The Mist's Pharmacy Scene Presented Some Unique Horror Movie Challenges [Exclusive]

Frank Darabont's "The Mist" celebrates its 15th anniversary this week, and although the adaptation from one of Stephen King's most famous short stories has its detractors, this landmark date really should be treated as a celebration. To mark the occasion, /Film's own Eric Vespe has amassed a compendium of interviews with most of the cast and crew to create the ultimate oral history of (in my opinion) one of the best horror films of the new millennium.  

The interplay between the characters and the dangerous human dynamics that emerge during King's fantastical story are fascinating in their own right. But as a monster kid, it's the otherworldly invasion of unthinkable creatures and mind-boggling monsters in "The Mist" that keep me coming back to watch the horror unfold all over again. For me, the gargantuan Lovecraftian beasts are too massive to really comprehend, so they don't scare me as much as the creeping, crawling things down on the ground. That's why the scariest scene in "The Mist" is the spider sequence at King's Pharmacy (a not-so-subtle nod to the author) where a small, brave group of survivors from the Food House grocery store next door venture out to look for medical supplies. 

For cinematographer Rohn Schmidt, the nightmarish sequence kept him up at night for an entirely different reason.
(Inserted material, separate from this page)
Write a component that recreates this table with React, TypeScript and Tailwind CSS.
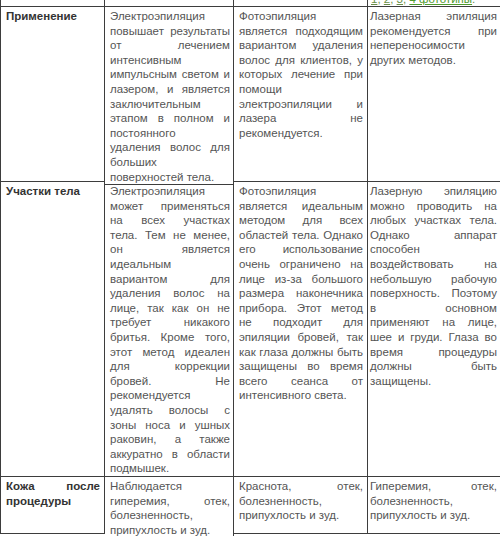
import React from "react";

type Cell = { lines: string[]; bold?: boolean; pl?: string };

const rows: { h: string; cells: Cell[] }[] = [
  {
    h: "h-[175px]",
    cells: [
      { lines: ["Применение"], bold: true },
      {
        lines: [
          "Электроэпиляция",
          "повышает результаты",
          "от лечением",
          "интенсивным",
          "импульсным светом и",
          "лазером, и является",
          "заключительным",
          "этапом в полном и",
          "постоянного",
          "удаления волос для",
          "больших",
          "поверхностей тела.",
        ],
      },
      {
        lines: [
          "Фотоэпиляция",
          "является подходящим",
          "вариантом удаления",
          "волос для клиентов, у",
          "которых лечение при",
          "помощи",
          "электроэпиляции и",
          "лазера не",
          "рекомендуется.",
        ],
      },
      {
        lines: ["Лазерная эпиляция", "рекомендуется при", "непереносимости", "других методов."],
      },
    ],
  },
  {
    h: "h-[295px]",
    cells: [
      { lines: ["Участки тела"], bold: true },
      {
        lines: [
          "Электроэпиляция",
          "может применяться",
          "на всех участках",
          "тела. Тем не менее,",
          "он является",
          "идеальным",
          "вариантом для",
          "удаления волос на",
          "лице, так как он не",
          "требует никакого",
          "бритья. Кроме того,",
          "этот метод идеален",
          "для коррекции",
          "бровей. Не",
          "рекомендуется",
          "удалять волосы с",
          "зоны носа и ушных",
          "раковин, а также",
          "аккуратно в области",
          "подмышек.",
        ],
      },
      {
        lines: [
          "Фотоэпиляция",
          "является идеальным",
          "методом для всех",
          "областей тела. Однако",
          "его использование",
          "очень ограничено на",
          "лице из-за большого",
          "размера наконечника",
          "прибора. Этот метод",
          "не подходит для",
          "эпиляции бровей, так",
          "как глаза должны быть",
          "защищены во время",
          "всего сеанса от",
          "интенсивного света.",
        ],
      },
      {
        lines: [
          "Лазерную эпиляцию",
          "можно проводить на",
          "любых участках тела.",
          "Однако аппарат",
          "способен",
          "воздействовать на",
          "небольшую рабочую",
          "поверхность. Поэтому",
          "в основном",
          "применяют на лице,",
          "шее и груди. Глаза во",
          "время процедуры",
          "должны быть",
          "защищены.",
        ],
      },
    ],
  },
  {
    h: "h-[57px]",
    cells: [
      { lines: ["Кожа после", "процедуры"], bold: true },
      { lines: ["Наблюдается", "гиперемия, отек,", "болезненность,", "припухлость и зуд."] },
      { lines: ["Краснота, отек,", "болезненность,", "припухлость и зуд."] },
      { lines: ["Гиперемия, отек,", "болезненность,", "припухлость и зуд."] },
    ],
  },
];

const pads = ["pl-[5px] pr-[4px]", "pl-[5px] pr-[3px]", "pl-[5px] pr-[4px]", "pl-[2px] pr-[3px]"];
const borders = ["border-r", "border-r", "border-r", ""];

function CellView({ cell, idx }: { cell: Cell; idx: number }) {
  return (
    <div
      className={`${borders[idx]} border-b border-[#3d3d3d] ${pads[idx]} pt-[2px] ${
        cell.bold ? "font-bold text-[#333333]" : "text-[#555555]"
      }`}
    >
      {cell.lines.map((l, i) => (
        <div
          key={i}
          className={
            i === cell.lines.length - 1 ? "text-left" : "text-justify [text-align-last:justify]"
          }
        >
          {l}
        </div>
      ))}
    </div>
  );
}

export default function App() {
  return (
    <div
      className="w-[500px] h-[536px] overflow-hidden bg-white text-[11.5px] leading-[14.6px]"
      style={{ fontFamily: '"Liberation Sans", Arial, sans-serif' }}
    >
      <div className="grid grid-cols-[104px_129px_134px_132px] border-l border-[#3d3d3d]">
        {/* clipped previous row */}
        <div className="h-[7px] border-r border-b border-[#3d3d3d]" />
        <div className="h-[7px] border-r border-b border-[#3d3d3d]" />
        <div className="h-[7px] border-r border-b border-[#3d3d3d]" />
        <div className="h-[7px] border-b border-[#3d3d3d] overflow-hidden pl-[3px]">
          <div className="mt-[-8px] whitespace-nowrap text-[#6b8f4a]">
            <span className="underline">1</span>
            <span>, </span>
            <span className="underline">2</span>
            <span>, </span>
            <span className="underline">3</span>
            <span>, </span>
            <span className="underline text-[#4f9a2c]">4 фототипы</span>
            <span>.</span>
          </div>
        </div>
        {rows.map((r, ri) =>
          r.cells.map((c, ci) => (
            <div key={`${ri}-${ci}`} className={`${r.h} grid`}>
              <CellView cell={c} idx={ci} />
            </div>
          ))
        )}
      </div>
    </div>
  );
}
Hiding those giant Gray Widower spiders in the dark proved to be a unique lighting challenge for Schmidt, who was tasked with keeping the creatures in the shadows of the bright white vapor used to create the look of the mist.  

The reality of filming horror fantasy

From the /Film oral history, Schmidt revealed that the journey to the pharmacy was scripted as a day scene, immediately making it a harder sequence to pull off. "In a night scene, it'd be easy to create a little shadow that they'd pop out of, and here I was in this white cloud trying to hide creatures that could jump out and scare you. So that kept me up a lot," he admitted. 

The density of the mist and the fact that the power is out inside King's Pharmacy does allow for a certain amount of darkness, which provided a thin cloak to disguise the sudden reveals and jump scares that the now legendary scene depended on. To achieve that look took a lot of testing on Schmidt's part that, luckily, he had the time to perfect. Even working on his days off, Schmidt used only a still camera to "experiment with different combinations of fill light and flashlight and levels of smoke" until he achieved the desired effect. Once Schmidt worked out the right amount of smoke on the set with the effects team, he figured out how much contrast they would need when the final color correcting was done in post-production.

There was one problem, however. Who was going to light the entire scene and make sure the creatures of "The Mist" didn't get their spotlight before they were ready for their close-up? That responsibility fell to actors Thomas Jane, William Sadler, Sam Witwer, and Jeffrey DeMunn. Oh, and if you remember the sweet elderly townie Irene Rippler (Frances Sternhagen) in that sequence, she had a makeshift flamethrower to help light the way.

Trusting the actors to light the scene

Before actors could use their iphones to help light certain scenes, the performers on the set of "The Mist" had to use other means. (The first iPhone came out about seven months after "The Mist" hit theaters.) "That was lit entirely with flashlights," Schmidt explained to us. Knowing that William Sadler had to light his own horrified reaction when hundreds of baby spider beasts burst out of the M.P.'s (Amin Joseph) chest makes the performance even more impressive. 

When the King's Pharmacy sequence was filmed, Schmidt and the cast had already established enough of a rapport, so Darabont's committed cinematographer felt comfortable that the actors could hit their marks and their lighting cues. "By that time I had gained the trust of the cast where, in the midst of acting, they would be able to put the flashlight down, 'I need you to put it here on this spot and aim it at that box there,' but they were all in." 

There are so many elements at play that need to seamlessly work together in order to make that entire sequence come to life. The stage smoke has to have the right level of thickness, the camera work has to glide through the store set, the actors have to perform and light the scene, and lastly, the creature design team has to deliver images that the audience will believe. "The Mist" is a microcosm of our own societal fears and an epic sci-fi horror fantasy that uses hysteria and otherworldy monsters to scare us. There is a lot to be frightened about, but the spider sequence is the scariest part of the film for a reason.